Worse, the images created a false impression about events. They were posed photographs created for the stimulation of sadistic perverts. As such, they depicted reality about as much as pornography depicts most people’s sex lives. For example, the iconic image of the scandal depicts a hooded man standing on a box with electrodes attached to his fingers. Based on that image, a lot of people concluded that the  perpetrators  shocked their victims. They did not. The image is merely a staged shot of cruel practical joke. The man was never actually shocked. Yet the falsehood remains in the public imagination.  

So, in the end, the publication of the images had little positive effect while producing several major negative effects that lengthened the war and cost lives. Even so, the pictures should have eventually seen the light of day. Sunlight and  transparency  are necessary in all institutions. However, we shouldn’t fall into romantic narratives of how that transparency comes about or the magnitude of its effects.  

8 thoughts on “Abu Ghraib and the Plucky-Reporter Narrative”

  1. Matt Welch has seen what can happen in a government-controlled society but instead of thoughtfully noticing distinctions (and accepting the complexity of an open society) seeks continuity. Seeking is okay, but he might occasinally notice when he doesn’t find them. Perhaps I’m being unfair to him, but I’ve always appreciated part of what he does and long ago became too exasperated to read him.

    A lot of this comes from a vision (honed by much modern media) that people don’t choose to do evil things when given too much power and too little supervision – that evil only comes from top down. This is anti-egalitarian, condescending, and tiresome; it doesn’t understand human nature and it therefore leaves us vulnerable to the real world.

    Your post connects with Lex’s above. Obama assumes that if the guy at the top (him) is good, then America will not be bad. Since America is the powerful father figure that “makes” everyone else do bad things, then all will be well.

    His assumption about himself makes us appreciate our founder’s emphasis in our fallibiity – whether phased in terms of errata, our tendency to value our own self-interest, or (in some cases) man’s innate sinfulnesss. Obama assumes others, of course without the bad example of America, will be the naturally virtuous unfallen they naturally are. It’s bullshit. But more self-righteous than naive.

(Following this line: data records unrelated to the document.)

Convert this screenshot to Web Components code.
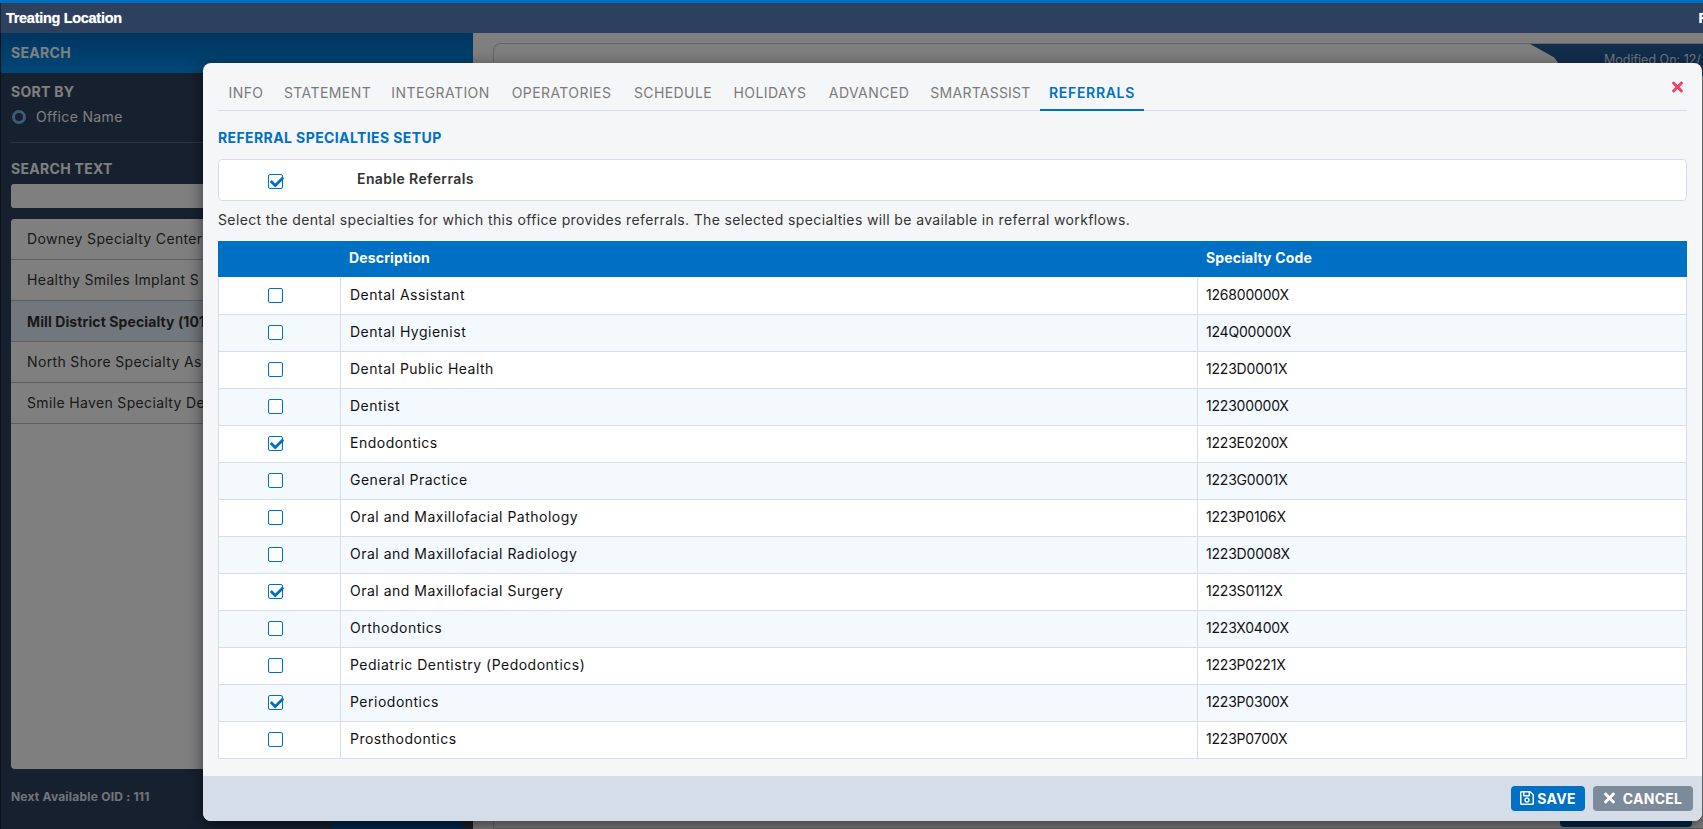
<!DOCTYPE html>
<html lang="en">
<head>
<meta charset="utf-8">
<title>Treating Location</title>
<style>
html,body{margin:0;padding:0;background:#2c405e;}
body{font-family:Inter,"Noto Sans","Liberation Sans",sans-serif;}
</style>
</head>
<body>
<app-shell>
  <top-bar slot="top" title-text="Treating Location" trail="F"></top-bar>
  <side-bar slot="side">
    <office-item>Downey Specialty Center</office-item>
    <office-item>Healthy Smiles Implant S</office-item>
    <office-item selected>Mill District Specialty (101)</office-item>
    <office-item>North Shore Specialty As</office-item>
    <office-item>Smile Haven Specialty De</office-item>
  </side-bar>
  <work-area slot="main"></work-area>
  <setup-modal slot="modal">
    <modal-tabs slot="tabs"></modal-tabs>
    <section-title slot="body">REFERRAL SPECIALTIES SETUP</section-title>
    <enable-box slot="body">Enable Referrals</enable-box>
    <help-text slot="body">Select the dental specialties for which this office provides referrals. The selected specialties will be available in referral workflows.</help-text>
    <spec-table slot="body">
      <spec-row code="126800000X">Dental Assistant</spec-row>
      <spec-row code="124Q00000X">Dental Hygienist</spec-row>
      <spec-row code="1223D0001X">Dental Public Health</spec-row>
      <spec-row code="122300000X">Dentist</spec-row>
      <spec-row code="1223E0200X" checked>Endodontics</spec-row>
      <spec-row code="1223G0001X">General Practice</spec-row>
      <spec-row code="1223P0106X">Oral and Maxillofacial Pathology</spec-row>
      <spec-row code="1223D0008X">Oral and Maxillofacial Radiology</spec-row>
      <spec-row code="1223S0112X" checked>Oral and Maxillofacial Surgery</spec-row>
      <spec-row code="1223X0400X">Orthodontics</spec-row>
      <spec-row code="1223P0221X">Pediatric Dentistry (Pedodontics)</spec-row>
      <spec-row code="1223P0300X" checked>Periodontics</spec-row>
      <spec-row code="1223P0700X">Prosthodontics</spec-row>
    </spec-table>
    <action-button slot="foot" kind="save">SAVE</action-button>
    <action-button slot="foot" kind="cancel">CANCEL</action-button>
  </setup-modal>
</app-shell>
<script>
const FONT = 'Inter,"Noto Sans","Liberation Sans",sans-serif';
const ICONS = {
  times: ['0 0 352 512','M242.72 256l100.07-100.07c12.28-12.28 12.28-32.19 0-44.48l-22.24-22.24c-12.28-12.28-32.19-12.28-44.48 0L176 189.28 75.93 89.21c-12.28-12.28-32.19-12.28-44.48 0L9.21 111.45c-12.28 12.28-12.28 32.19 0 44.48L109.28 256 9.21 356.07c-12.28 12.28-12.28 32.19 0 44.48l22.24 22.24c12.28 12.28 32.2 12.28 44.48 0L176 322.72l100.07 100.07c12.28 12.28 32.2 12.28 44.48 0l22.24-22.24c12.28-12.28 12.28-32.19 0-44.48L242.72 256z'],
  save: ['0 0 448 512','M433.941 129.941l-83.882-83.882A48 48 0 0 0 316.118 32H48C21.49 32 0 53.49 0 80v352c0 26.51 21.49 48 48 48h352c26.51 0 48-21.49 48-48V163.882a48 48 0 0 0-14.059-33.941zM272 80v80H144V80h128zm122 352H54a6 6 0 0 1-6-6V86a6 6 0 0 1 6-6h42v104c0 13.255 10.745 24 24 24h176c13.255 0 24-10.745 24-24V83.882l78.243 78.243a6 6 0 0 1 1.757 4.243V426a6 6 0 0 1-6 6zM224 232c-48.523 0-88 39.477-88 88s39.477 88 88 88 88-39.477 88-88-39.477-88-88-88zm0 128c-22.056 0-40-17.944-40-40s17.944-40 40-40 40 17.944 40 40-17.944 40-40 40z'],
  check: ['0 0 512 512','M173.898 439.404l-166.4-166.4c-9.997-9.997-9.997-26.206 0-36.204l36.203-36.204c9.997-9.998 26.207-9.998 36.204 0L192 312.69 432.095 72.596c9.997-9.997 26.207-9.997 36.204 0l36.203 36.204c9.997 9.997 9.997 26.206 0 36.204l-294.4 294.401c-9.998 9.997-26.207 9.997-36.204-.001z']
};
const icon = (n,w,h,c) => `<svg width="${w}" height="${h}" viewBox="${ICONS[n][0]}" fill="${c}" aria-hidden="true"><path d="${ICONS[n][1]}"/></svg>`;

class Base extends HTMLElement {
  connectedCallback(){
    if(!this.shadowRoot){ this.attachShadow({mode:'open'}).innerHTML = this.render(); }
  }
}

customElements.define('app-shell', class extends Base {
  render(){ return `<style>
    :host{display:block;position:relative;width:1703px;height:829px;overflow:hidden;font-family:${FONT};}
    .bluebar{height:3px;background:#0070c4;}
    .main{display:flex;height:796px;position:relative;}
    .veil{position:absolute;inset:0;background:rgba(0,0,0,.5);}
    .modal{position:absolute;left:203px;top:30px;}
  </style>
  <div class="bluebar"></div>
  <slot name="top"></slot>
  <div class="main">
    <slot name="side"></slot>
    <slot name="main"></slot>
    <div class="veil"></div>
    <div class="modal"><slot name="modal"></slot></div>
  </div>`; }
});

customElements.define('top-bar', class extends Base {
  render(){ return `<style>
    :host{display:flex;height:30px;align-items:center;justify-content:space-between;background:#2d415f;color:#fff;
      font:700 14.5px/30px "Liberation Sans",Arial,sans-serif;letter-spacing:-.3px;padding-left:6px;box-shadow:inset 1px 0 #1b2636;overflow:hidden;text-shadow:0 0 1px rgba(255,255,255,.6);}
    span:last-child{margin-right:-4px;}
  </style><span>${this.getAttribute('title-text')}</span><span>${this.getAttribute('trail')}</span>`; }
});

customElements.define('side-bar', class extends Base {
  render(){ return `<style>
    :host{display:flex;flex-direction:column;width:473px;flex:none;background:#2c405e;color:#fff;box-sizing:border-box;border-left:1px solid #1b2636;}
    .band{height:40px;background:linear-gradient(#006abf,#0090f0);display:flex;align-items:center;padding:0 0 2px 10px;box-sizing:border-box;font-weight:700;font-size:14px;letter-spacing:.3px;flex:none;}
    .body{padding:0 8px 0 10px;flex:1;display:flex;flex-direction:column;}
    .label{font-weight:700;font-size:14px;letter-spacing:.3px;line-height:16px;}
    .sort{margin-top:11px;}
    .radio{display:flex;align-items:center;gap:10px;font-size:14px;letter-spacing:.35px;margin-top:7px;height:18px;}
    .dot{width:8px;height:8px;border-radius:50%;border:3px solid #7ab8f0;background:#2c405e;box-sizing:content-box;margin:1px 0 0 1px;}
    hr{border:0;border-top:1px solid #5c6a80;margin:17px 0 18px;}
    .input{height:24px;background:#fff;border-radius:3px;margin-top:7px;flex:none;}
    .list{margin-top:11px;background:#fff;border-radius:4px;height:550px;overflow:hidden;flex:none;}
    .oid{margin-top:20px;font-size:12px;font-weight:700;color:#e2e8f0;letter-spacing:.22px;line-height:16px;}
    .add{position:absolute;left:332px;bottom:0;width:131px;height:22px;background:#00509a;border-radius:4px 4px 0 0;color:#fff;font-size:13px;font-weight:700;letter-spacing:.5px;text-align:center;line-height:12px;}
  </style>
  <div class="band">SEARCH</div>
  <div class="body">
    <div class="label sort">SORT BY</div>
    <div class="radio"><span class="dot"></span>Office Name</div>
    <hr>
    <div class="label">SEARCH TEXT</div>
    <div class="input"></div>
    <div class="list"><slot></slot></div>
    <div class="oid">Next Available OID : 111</div>
  </div>
  <div class="add">+ ADD OFFICE</div>`; }
});

customElements.define('office-item', class extends Base {
  render(){ const s=this.hasAttribute('selected'); return `<style>
    :host{display:flex;align-items:center;height:41px;box-sizing:border-box;border-bottom:1px solid #bfbfbf;padding:${s?'1px 0 0':'0 0 1px'} 16px;color:#333;background:${s?'#e4eefa':'#fff'};
      font-size:14px;letter-spacing:${s?.1:.35}px;font-weight:${s?700:400};white-space:nowrap;}
  </style><slot></slot>`; }
});

customElements.define('work-area', class extends Base {
  render(){ return `<style>
    :host{display:block;flex:1;background:#fff;position:relative;padding:10px 0 0 20px;box-sizing:border-box;}
    .card{height:100%;border:1px solid #ccc;border-right:0;border-radius:8px 0 0 0;box-sizing:border-box;position:relative;}
    .tag{position:absolute;right:0;top:0;width:173px;height:32px;background:#275a9a;clip-path:polygon(0 0,100% 0,100% 100%,22% 100%,14% 42%);color:#dfeaf5;font-size:12.5px;white-space:nowrap;padding:8px 0 0 74px;box-sizing:border-box;}
    .btn{position:absolute;right:11px;bottom:2px;width:132px;height:12px;background:#00509a;border-radius:0 0 4px 4px;}
  </style><div class="card"><div class="tag">Modified On: 12/</div></div><div class="btn"></div>`; }
});

customElements.define('setup-modal', class extends Base {
  render(){ return `<style>
    :host{display:flex;flex-direction:column;width:1499px;height:758px;background:#f5f6f8;border-radius:8px;box-shadow:0 4px 16px rgba(0,0,0,.55);overflow:hidden;}
    .top{padding:0 15px;position:relative;flex:none;}
    .close{position:absolute;right:19px;top:16px;line-height:0;}
    .body{flex:1;padding:0 15px;}
    .foot{height:45px;flex:none;background:#d5dee8;display:flex;justify-content:flex-end;align-items:center;gap:8px;padding-right:9px;}
  </style>
  <div class="top"><slot name="tabs"></slot><span class="close">${icon('times',11,16,'#f0406a')}</span></div>
  <div class="body"><slot name="body"></slot></div>
  <div class="foot"><slot name="foot"></slot></div>`; }
});

customElements.define('modal-tabs', class extends Base {
  render(){
    const t=[['INFO',56],['STATEMENT',107],['INTEGRATION',119],['OPERATORIES',123],['SCHEDULE',100],['HOLIDAYS',94],['ADVANCED',104],['SMARTASSIST',119],['REFERRALS',104]];
    return `<style>
      :host{display:flex;height:48px;box-sizing:border-box;border-bottom:1px solid #d9dcea;}
      div{display:flex;align-items:center;justify-content:center;height:48px;box-sizing:border-box;padding-top:13px;border-bottom:2px solid transparent;color:#7b7b7b;font-size:14px;letter-spacing:.42px;white-space:nowrap;}
      div.on{color:#0070c4;font-weight:600;border-bottom-color:#0070c4;letter-spacing:.7px;}
      div.sa{letter-spacing:.25px;}
    </style>${t.map((x,i)=>`<div class="${i==8?'on':i==7?'sa':''}" style="width:${x[1]}px">${x[0]}</div>`).join('')}`;
  }
});

customElements.define('section-title', class extends Base {
  render(){ return `<style>
    :host{display:block;color:#0070c4;font-weight:700;font-size:14px;letter-spacing:.4px;line-height:16px;padding-top:19px;height:48px;box-sizing:border-box;}
  </style><slot></slot>`; }
});

customElements.define('spec-check', class extends Base {
  render(){ const c=this.hasAttribute('checked'); return `<style>
    :host{display:block;width:15px;height:15px;box-sizing:border-box;border:1px solid #0070c4;border-radius:2px;background:#fff;position:relative;}
    svg{position:absolute;left:1px;top:0;}
  </style>${c?icon('check',14,14,'#0070c4'):''}`; }
});

customElements.define('enable-box', class extends Base {
  render(){ return `<style>
    :host{display:flex;align-items:center;height:42px;box-sizing:border-box;background:#fff;border:1px solid #d9dcea;border-radius:4px;color:#333;font-weight:600;font-size:14px;letter-spacing:.4px;}
    spec-check{margin:3px 0 0 49px;}
    span{margin-left:74px;margin-top:-3px;}
  </style><spec-check checked></spec-check><span><slot></slot></span>`; }
});

customElements.define('help-text', class extends Base {
  render(){ return `<style>
    :host{display:block;color:#333;font-size:14px;letter-spacing:.37px;line-height:38px;height:40px;white-space:nowrap;}
  </style><slot></slot>`; }
});

customElements.define('spec-table', class extends Base {
  render(){ return `<style>
    :host{display:block;}
    .head{display:grid;grid-template-columns:122px 857px 1fr;height:36px;box-sizing:border-box;padding-bottom:4px;align-items:center;background:#0070c4;color:#fff;font-weight:700;font-size:14px;letter-spacing:.15px;}
    .head span:nth-child(2){padding-left:9px;}
    .head span:nth-child(3){padding-left:9px;}
    .rows{padding-top:1px;background:#fff;}
    ::slotted(spec-row:nth-child(even)){background:#f4f9fe;}
  </style>
  <div class="head"><span></span><span>Description</span><span>Specialty Code</span></div>
  <div class="rows"><slot></slot></div>`; }
});

customElements.define('spec-row', class extends Base {
  render(){ return `<style>
    :host{display:grid;grid-template-columns:122px 857px 1fr;height:37px;box-sizing:border-box;background:#fff;border:1px solid #d9dcea;border-top:0;color:#111;font-size:14px;letter-spacing:.5px;}
    .a,.b,.c{display:flex;align-items:center;box-sizing:border-box;}
    .a{border-right:1px solid #d9dcea;padding:0 0 1px 49px;}
    .b{border-right:1px solid #d9dcea;padding:0 0 3px 9px;}
    .c{padding:0 0 3px 8px;letter-spacing:-.2px;}
  </style>
  <div class="a"><spec-check ${this.hasAttribute('checked')?'checked':''}></spec-check></div>
  <div class="b"><slot></slot></div>
  <div class="c">${this.getAttribute('code')}</div>`; }
});

customElements.define('action-button', class extends Base {
  render(){ const s=this.getAttribute('kind')==='save'; return `<style>
    :host{display:flex;align-items:center;justify-content:center;gap:${s?3:8}px;height:25px;box-sizing:border-box;padding-bottom:1px;width:${s?74:100}px;border-radius:4px;background:${s?'#0070c4':'#7c8a99'};color:#fff;font-weight:700;font-size:14px;letter-spacing:.3px;}
    svg{display:block;}
  </style>${s?icon('save',14,16,'#fff'):icon('times',11,16,'#fff')}<slot></slot>`; }
});
</script>
</body>
</html>
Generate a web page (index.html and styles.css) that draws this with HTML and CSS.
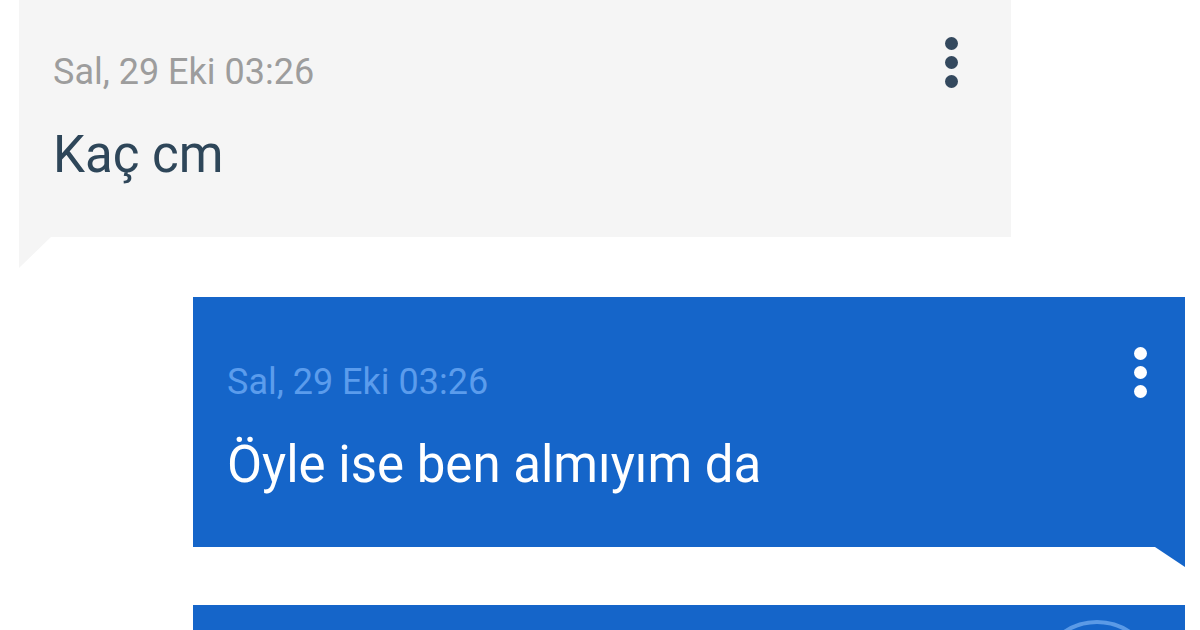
FILE: index.html
```html
<!DOCTYPE html>
<html lang="tr">
<head>
<meta charset="utf-8">
<link rel="stylesheet" href="styles.css">
</head>
<body>
<div class="thread">
  <div class="bubble in">
    <div class="date">Sal, 29 Eki 03:26</div>
    <div class="text">Kaç cm</div>
    <span class="kebab"><i></i><i></i><i></i></span>
  </div>
  <div class="bubble out">
    <div class="date">Sal, 29 Eki 03:26</div>
    <div class="text">Öyle ise ben almıyım da</div>
    <span class="kebab"><i></i><i></i><i></i></span>
  </div>
  <div class="bubble out partial">
    <span class="ring"></span>
  </div>
</div>
</body>
</html>
```
FILE: styles.css
```css
html, body {
  margin: 0;
  padding: 0;
  background: #ffffff;
  width: 1200px;
  height: 630px;
  overflow: hidden;
  font-family: Roboto, "Noto Sans", sans-serif;
}
.thread {
  display: flex;
  flex-direction: column;
  gap: 60px;
  margin-top: -13px;
}
.bubble {
  position: relative;
  width: 992px;
  box-sizing: border-box;
  padding: 63px 34px 52px;
}
.bubble.in {
  margin-left: 19px;
  background: #f5f5f5;
}
.bubble.out {
  margin-left: 193px;
  background: #1565c9;
}
.bubble.partial {
  margin-top: -2px;
  height: 40px;
  padding: 0;
  overflow: hidden;
}
.date {
  font-size: 36px;
  line-height: 44px;
}
.text {
  font-size: 51px;
  line-height: 60px;
  margin-top: 31px;
}
.in .date { color: #9d9d9d; }
.in .text { color: #2e4659; }
.out .date { color: #5b9cec; }
.out .text { color: #ffffff; }

.bubble.in::after {
  content: "";
  position: absolute;
  left: 0;
  top: 100%;
  width: 32px;
  height: 31px;
  background: #f5f5f5;
  clip-path: polygon(0 0, 100% 0, 0 100%);
}
.bubble.out:not(.partial)::after {
  content: "";
  position: absolute;
  right: 0;
  top: 100%;
  width: 30px;
  height: 20px;
  background: #1565c9;
  clip-path: polygon(0 0, 100% 0, 100% 100%);
}
.kebab {
  position: absolute;
  top: 50px;
  display: flex;
  flex-direction: column;
  gap: 6px;
}
.in .kebab { right: 53px; }
.out .kebab { right: 38px; }
.kebab i {
  display: block;
  width: 13px;
  height: 13px;
  border-radius: 50%;
}
.in .kebab i { background: #34495e; }
.out .kebab i { background: #ffffff; }
.ring {
  position: absolute;
  top: 15px;
  right: 28px;
  width: 112px;
  height: 112px;
  border: 4px solid #5b9ae6;
  border-radius: 50%;
}
```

  2. Too much time has been spent arguing about what is torture and what is not torture. The question can never be properly answered. For example, “good cop/bad cop” routines are an obvious form of torture because they persuade the victim to say something he/she would normally never say.

    Therefore, I think we need a “fruit of the poison tree” approach where the President promises neither he or anyone else will ever act on information that might possibly have been acquired via torture. If its certain the information will not be used, then torture will not be used to gather information.

    For example, if the President learns that terrorists plan to nuke DC in the next 60 minutes, and he suspects torture has been used to obtain the information, then he should suppress all knowlege of the warning and wait for information to reach him from proper investigators. He should also order everyone to stay in DC with him.

  3. The timeline seems to ignore what was not revealed though it was being investigated, and thus revelations at that prison became public and then what was being studied had to be made know:

    http://www.sfgate.com/cgi-bin/article.cgi?f=/g/a/2004/05/06/iraqabusepix.DTL
    a more comprehensive timeline to be found here.

    The problem in chatting about what is and is not torture ought first focus upon what is known to work from what does not work…there seems now some evidence by specialists as to what does and doesn’t.

  4. Fred Lapidies,

    Actually, your timeline appears to be a copy of the one linked to. In both timelines, the military uncovers the abuses, investigates them and brings charges before the media did squat.

    The problem in chatting about what is and is not torture ought first focus upon what is known to work from what does not work”¦there seems now some evidence by specialists as to what does and doesn’t.

    Oh it works. It works horribly well. It just doesn’t work like it does in the movies were you beat that one critical piece of flawless information out of the bad guy and save the day. Fictional depiction of intelligence work (which face it is where most people get their idea of how it works) depict it as the hunt for the Mcguffin i.e. one piece of information that resolves the whole plot. In real life, intelligence is about assembling myriad seemingly unrelated facts into a coherent picture. It’s about as exciting as accounting and gets portrayed in fiction about as often as accounting.

    So, if you ask an expect whether torture will give you a resolution like a fictional McGuffin, they will honestly say no. People like you will then say, “look torture doesn’t work!” On the other hand, if you ask an expert if you can extract bits and pieces of useful information with torture that you can then integrate with other information to form a useful picture, they will say yes.

    In 1984 Hezbollah kidnapped the CIA station chief in Beruit, William Blake Buckley and tortured him. Within 30 days they managed to roll up our entire human intelligence network in Lebanon based on information that the Iranians ripped out of Blake. Torture simply destroys a person’s consciences control. The CIA established that Soviet trained torturers could extract all possible information from anyone in no more than three days. This is one of the reasons that we stopped requiring pilots and other service people to resist torture. When faced with a truly ruthless enemy, there is simply no point.

    So, the idea that torture doesn’t work is just a means for moral cowards to avoid the consequences of their preening. If they create a fantasy in which torture does not work, then they don’t have to deal with the messy moral dilemmas inherent in deciding whether to use it and to what extent.

    In any case, none of this has anything to do with the adoption of the plucky journalist narrative. The press contributed nothing positive in the episode and the revelation did little if anything to accelerate the reforms already underway. All they did was empower those opposed to democracy in Iraq.

  5. Shannon — I believe that should be William Buckley, not Blake, who was tortured to death by Hezbollah.

    Thanks for the chronology.

  6. “So, in the end, the publication of the images had little positive effect while producing several major negative effects that lengthened the war and cost lives. Even so, the pictures should have eventually seen the light of day. Sunlight and transparency are necessary in all institutions. However, we shouldn’t fall into romantic narratives of how that transparency comes about or the magnitude of its effects. ”

    An impressive summation grounded in reason and fact, not hyperbole and hysteria. I am probably on the opposite end of you on numerous aspects of national security policy, but this is the kind of “long view” we sorely need to be reminded of.